Regulation

OECD: Organisation fleshes out int'l tax reform plans during BEPS webcast.


By added on 14/06/2019

As published on tax-news.com, Thursday 13th June, 2019.

 

During a webcast on June 11, the OECD provided a technical update on its work to develop new, modernized international tax rules for the digitalized economy.

Under a mandate from countries that have agreed to implement the BEPS minimum standards – the BEPS Inclusive Framework – the OECD is developing new digital tax rules that would be presented for adoption internationally at the end of 2020.

At its January 23-24, 2019, meeting, the BEPS Inclusive Framework agreed that the OECD's work should focus on two central pillars.

First, the OECD will review existing rules that divide up among jurisdictions the right to tax the income of multinational enterprises, including traditional transfer pricing rules and the arm's length principle. It will look at how these can be modified to take into account the changes that digitalization has brought to the world economy.

This will require a re-examination of the so-called "nexus" rules – namely how to determine the connection a business has with a given jurisdiction – and the rules that govern how much profit should be allocated to the business conducted there.

It was explained during the webcast that this will involve looking holistically at the tax affairs and economic activities of a multinational group globally. It will involve tying tax liability more to activities in a market economy, while looking also at a group's marketing activities and digital engagement activities elsewhere, among other things, the OECD said.

The OECD webcast looked at the infrastructure that would need to underpin these new nexus rules, including information exchange advancements and what new reporting requirements might need to be introduced on MNE groups.

Under the second pillar, the Inclusive Framework will seek to resolve remaining BEPS issues and will explore two sets of interlocking rules, designed to give jurisdictions a remedy in cases where income is subject to no or only very low taxation. This work looks to minimize tax base erosion and profit shifting by ensuring that income is not inappropriately shifted to territories that levy no or low tax rates, by ensuring that income is subject to at least a minimum level of tax, wherever that may be.

This would involve the introduction of a new effective tax rate test, which would also enable stakeholders to better determine in a harmonized way how much tax multinationals pay internationally.

The OECD discussed a potential carve-out for income from research and development activities subject to beneficial tax rates under regimes that are BEPS compliant.

The proposals will seek to avoid uncoordinated rules among territories and also aim to boost the ability of developing countries to levy tax on foreign investors. As income will be subject to at least a minimum level of taxation, a multinational receiving excessive tax breaks will have to pay tax elsewhere. This should relieve tax competition pressures on developing countries, supporting their efforts to expand their tax bases. It should also to nullify the appeal of offshore financial centers that do not currently operate a corporate income tax regime and end the "race to the bottom" on corporate tax rates, the OECD said.
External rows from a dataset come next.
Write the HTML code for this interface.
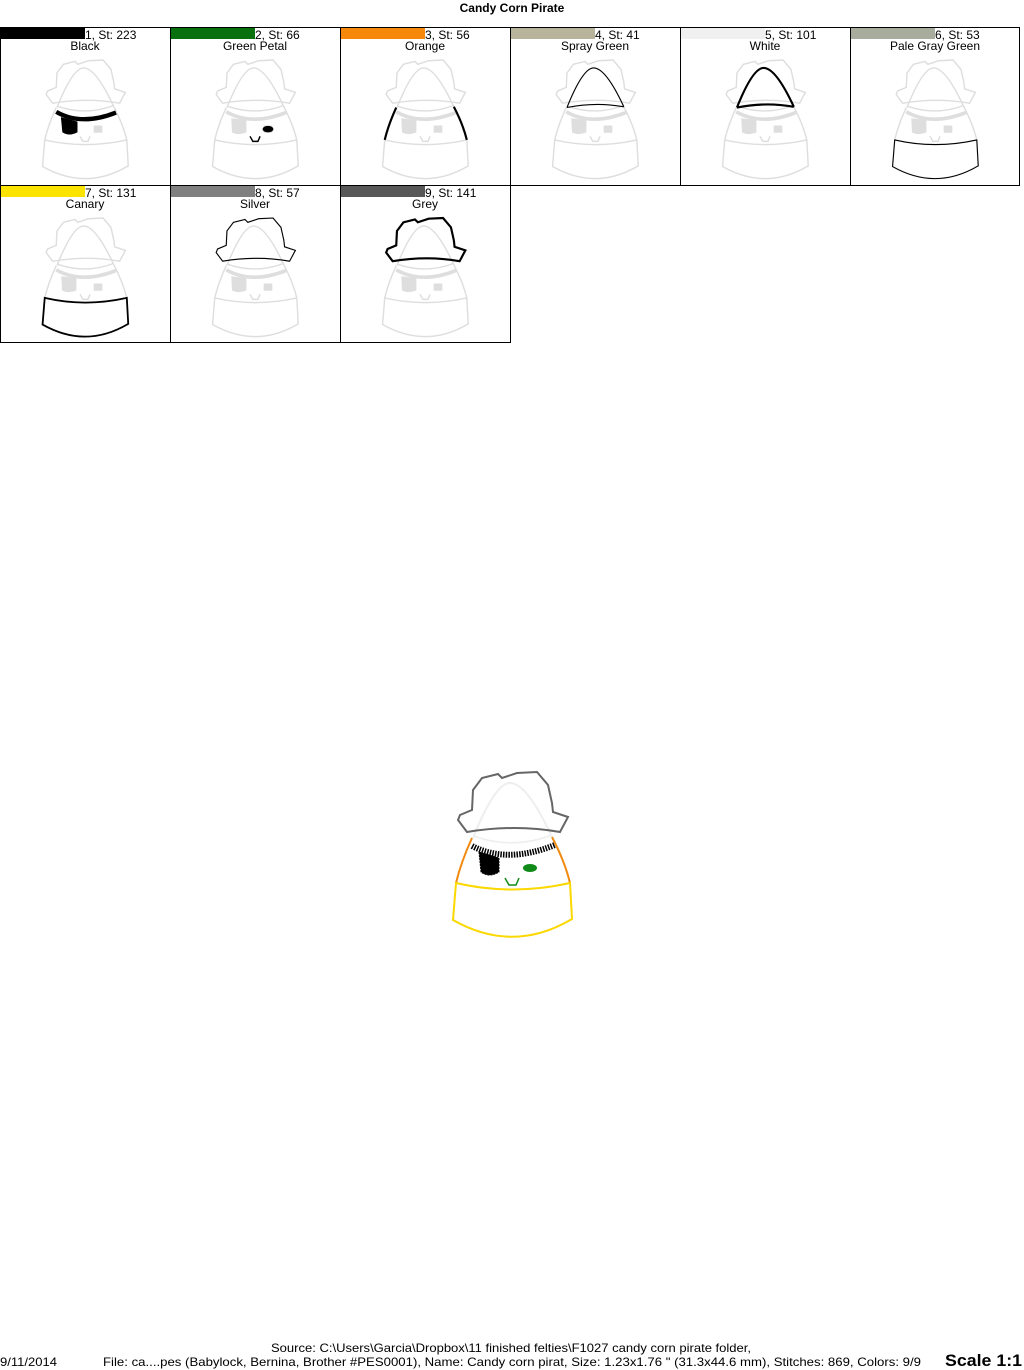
<!DOCTYPE html>
<html><head><meta charset="utf-8"><style>
html,body{margin:0;padding:0;background:#fff;}
svg{display:block;font-family:"Liberation Sans",sans-serif;}
</style></head><body>
<svg width="1024" height="1370" viewBox="0 0 1024 1370" xmlns="http://www.w3.org/2000/svg">
<defs>
<path id="hat" d="M3,48 L5,43 L17,38 L18,18 L27,6 L43,2 L47,6 L62,1 L82,0 L93,13 L97,31 L98,40 L113,45 L105,60 Q60,52 12,60 Z"/>
<path id="cone" d="M18,66 Q40,11 55,11 Q72,11 97,65"/>
<path id="btop" d="M18,64 Q58,78 97,63"/>
<path id="sideL" d="M17,66 Q6,90 1,111"/>
<path id="sideR" d="M97,65 Q110,90 115,111"/>
<path id="band" d="M1,111 Q57,124 115,111 L117,147 Q58,182 -2,148 Z"/>
<path id="eye" d="M68,96 a7,4 0 1,0 14,0 a7,4 0 1,0 -14,0"/>
<path id="smile" d="M50,106 L54,113 L61,113 L64,106"/>
<g id="ghost" fill="none" stroke="#dedede" stroke-width="2">
<use href="#hat"/><use href="#cone"/><use href="#btop"/><use href="#sideL"/><use href="#sideR"/><use href="#band"/>
<path d="M17,72 Q52,92 100,73" stroke-width="5"/><path d="M25,82 L44,84 L44,100 Q34,104 26,100 Z" fill="#dedede"/>
<use href="#smile"/><path d="M70,92 h10 v8 h-10z" fill="#dedede"/>
</g>
</defs>
<text x="512" y="12" text-anchor="middle" font-size="12" font-weight="bold">Candy Corn Pirate</text>

<g stroke="#000" stroke-width="1" fill="none">
<rect x="0.5" y="27.5" width="1019" height="158"/>
<line x1="170.5" y1="27" x2="170.5" y2="343"/><line x1="340.5" y1="27" x2="340.5" y2="343"/>
<line x1="510.5" y1="27" x2="510.5" y2="343"/><line x1="680.5" y1="27" x2="680.5" y2="185"/><line x1="850.5" y1="27" x2="850.5" y2="185"/>
<path d="M0.5,185 V342.5 H510.5"/>
</g>

<g font-size="12">
<rect x="1" y="28" width="84" height="11" fill="#000"/><text x="85" y="39">1, St: 223</text><text x="85" y="50" text-anchor="middle">Black</text>
<rect x="171" y="28" width="84" height="11" fill="#08700c"/><text x="255" y="39">2, St: 66</text><text x="255" y="50" text-anchor="middle">Green Petal</text>
<rect x="341" y="28" width="84" height="11" fill="#f6880c"/><text x="425" y="39">3, St: 56</text><text x="425" y="50" text-anchor="middle">Orange</text>
<rect x="511" y="28" width="84" height="11" fill="#b8b49c"/><text x="595" y="39">4, St: 41</text><text x="595" y="50" text-anchor="middle">Spray Green</text>
<rect x="681" y="28" width="84" height="11" fill="#f0f0f0"/><text x="765" y="39">5, St: 101</text><text x="765" y="50" text-anchor="middle">White</text>
<rect x="851" y="28" width="84" height="11" fill="#a8ac9c"/><text x="935" y="39">6, St: 53</text><text x="935" y="50" text-anchor="middle">Pale Gray Green</text>
<rect x="1" y="186" width="84" height="11" fill="#fde400"/><text x="85" y="197">7, St: 131</text><text x="85" y="208" text-anchor="middle">Canary</text>
<rect x="171" y="186" width="84" height="11" fill="#808080"/><text x="255" y="197">8, St: 57</text><text x="255" y="208" text-anchor="middle">Silver</text>
<rect x="341" y="186" width="84" height="11" fill="#585858"/><text x="425" y="197">9, St: 141</text><text x="425" y="208" text-anchor="middle">Grey</text>
</g>

<g fill="none" stroke="#000">
<g transform="translate(44,60) scale(0.72)"><use href="#ghost"/><path d="M17,72 Q52,92 100,73" stroke-width="6"/><path d="M24,80 L46,86 L46,100 Q34,106 26,100 Z" fill="#000"/></g>
<g transform="translate(214,60) scale(0.72)"><use href="#ghost"/><use href="#eye" fill="#000"/><use href="#smile" stroke-width="2"/></g>
<g transform="translate(384,60) scale(0.72)"><use href="#ghost"/><use href="#sideL" stroke-width="3"/><use href="#sideR" stroke-width="3"/></g>
<g transform="translate(554,60) scale(0.72)"><use href="#ghost"/><use href="#cone" stroke-width="1.5"/><path d="M18,66 Q58,58 97,65" stroke-width="1.5"/></g>
<g transform="translate(724,60) scale(0.72)"><use href="#ghost"/><use href="#cone" stroke-width="3"/><path d="M18,66 Q58,58 97,65" stroke-width="3"/></g>
<g transform="translate(894,60) scale(0.72)"><use href="#ghost"/><use href="#band" stroke-width="1.5"/></g>
<g transform="translate(44,218) scale(0.72)"><use href="#ghost"/><use href="#band" stroke-width="2.5"/></g>
<g transform="translate(214,218) scale(0.72)"><use href="#ghost"/><use href="#hat" stroke-width="1.5"/></g>
<g transform="translate(384,218) scale(0.72)"><use href="#ghost"/><use href="#hat" stroke-width="3"/></g>
</g>

<g transform="translate(455,772)" fill="none">
<use href="#cone" stroke="#eeeeee" stroke-width="2"/>
<use href="#btop" stroke="#eeeeee" stroke-width="1.5"/>
<use href="#hat" stroke="#666" stroke-width="2"/>
<use href="#sideL" stroke="#f08a10" stroke-width="2"/><use href="#sideR" stroke="#f08a10" stroke-width="2"/>
<use href="#band" stroke="#fbd800" stroke-width="2"/>
<path d="M17,74 Q52,92 100,73" stroke="#000" stroke-width="6" stroke-dasharray="1.5 1.2"/>
<path d="M24,80 L44,86 L44,100 Q34,106 26,100 Z" fill="#000" stroke="#000" stroke-dasharray="2 1"/>
<use href="#eye" fill="#108a18"/>
<use href="#smile" stroke="#108a18" stroke-width="1.5"/>
</g>

<g font-size="12">
<text x="271" y="1352" textLength="480" lengthAdjust="spacingAndGlyphs">Source: C:\Users\Garcia\Dropbox\11 finished felties\F1027 candy corn pirate folder,</text>
<text x="0" y="1366" textLength="57" lengthAdjust="spacingAndGlyphs">9/11/2014</text>
<text x="103" y="1366" textLength="818" lengthAdjust="spacingAndGlyphs">File: ca....pes (Babylock, Bernina, Brother #PES0001), Name: Candy corn pirat, Size: 1.23x1.76 " (31.3x44.6 mm), Stitches: 869, Colors: 9/9</text>
<text x="945" y="1366" font-size="17" font-weight="bold" textLength="77" lengthAdjust="spacingAndGlyphs">Scale 1:1</text>
</g>
</svg>
</body></html>
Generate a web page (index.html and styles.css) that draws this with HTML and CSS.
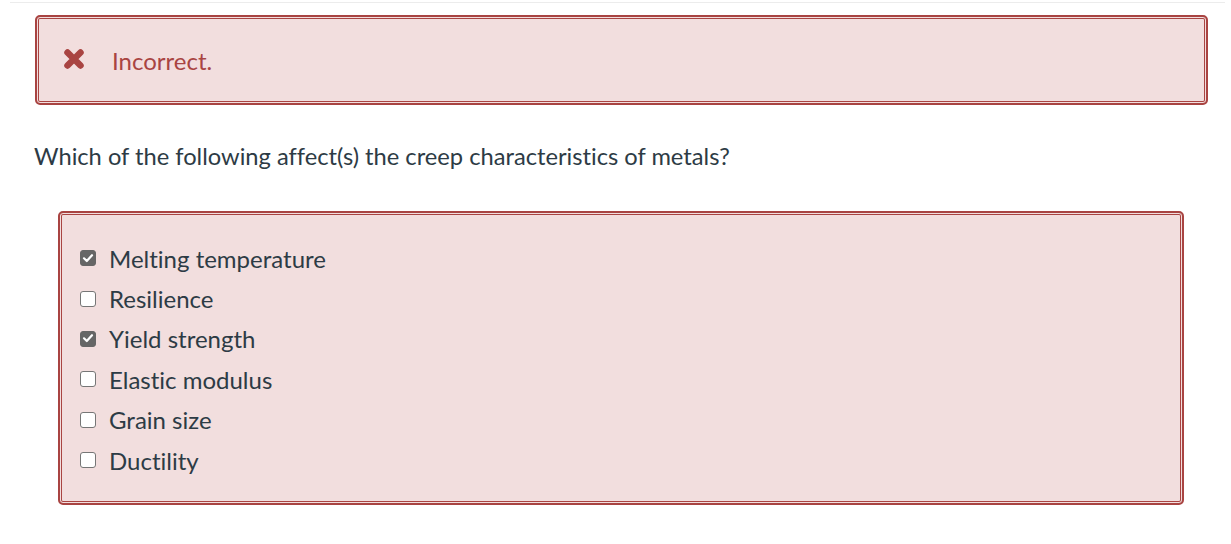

The OECD said it needs to flesh out how a minimum tax would be introduced in practice, and how to avoid instances of double taxation, or even taxation in multiple jurisdictions.

Under the reforms, countries may be required to adopt changes to domestic law and treaty changes to allow for the imposition of source country tax where income is not subject to at least a minimum tax burden. This could be effected through changes to the BEPS multilateral instrument to amend tax treaties, the OECD suggested. The OECD will also look at the knock-on impact on tax rules for cross-border interest and royalties income.

The OECD will also look at the interaction of this new minimum tax proposal with the EU's four fundamental freedoms.

The OECD said it will be mindful of the impact on the global economy of its proposals. It will analyze the impact of its proposals specifically on innovation, investment, and growth, and the measures' impact on different industries and economies at different developmental stages.

Pascal Saint-Amans, Director of the OECD Centre for Tax Policy and Administration, acknowledged that the 2020 timeline is "extremely ambitious and may prove difficult." He said between now and then the OECD will work to build an international consensus.

Discussing the need for an international agreement, representatives from the OECD said that pillar two will require fewer if any significant tax treaty changes. As such, the OECD will look to discourage countries from implementing domestic law changes unilaterally and in particular new income inclusion rules to lay claim to income not subject to the minimum tax burden. International discussions will need to discuss how such residual income will be taxed, the OECD said.

The OECD said it intends to release an intermediate report in either October or November of 2019. It will prepare analyses through until the end of 2020, when it expects to release its finalized proposals for international tax reform.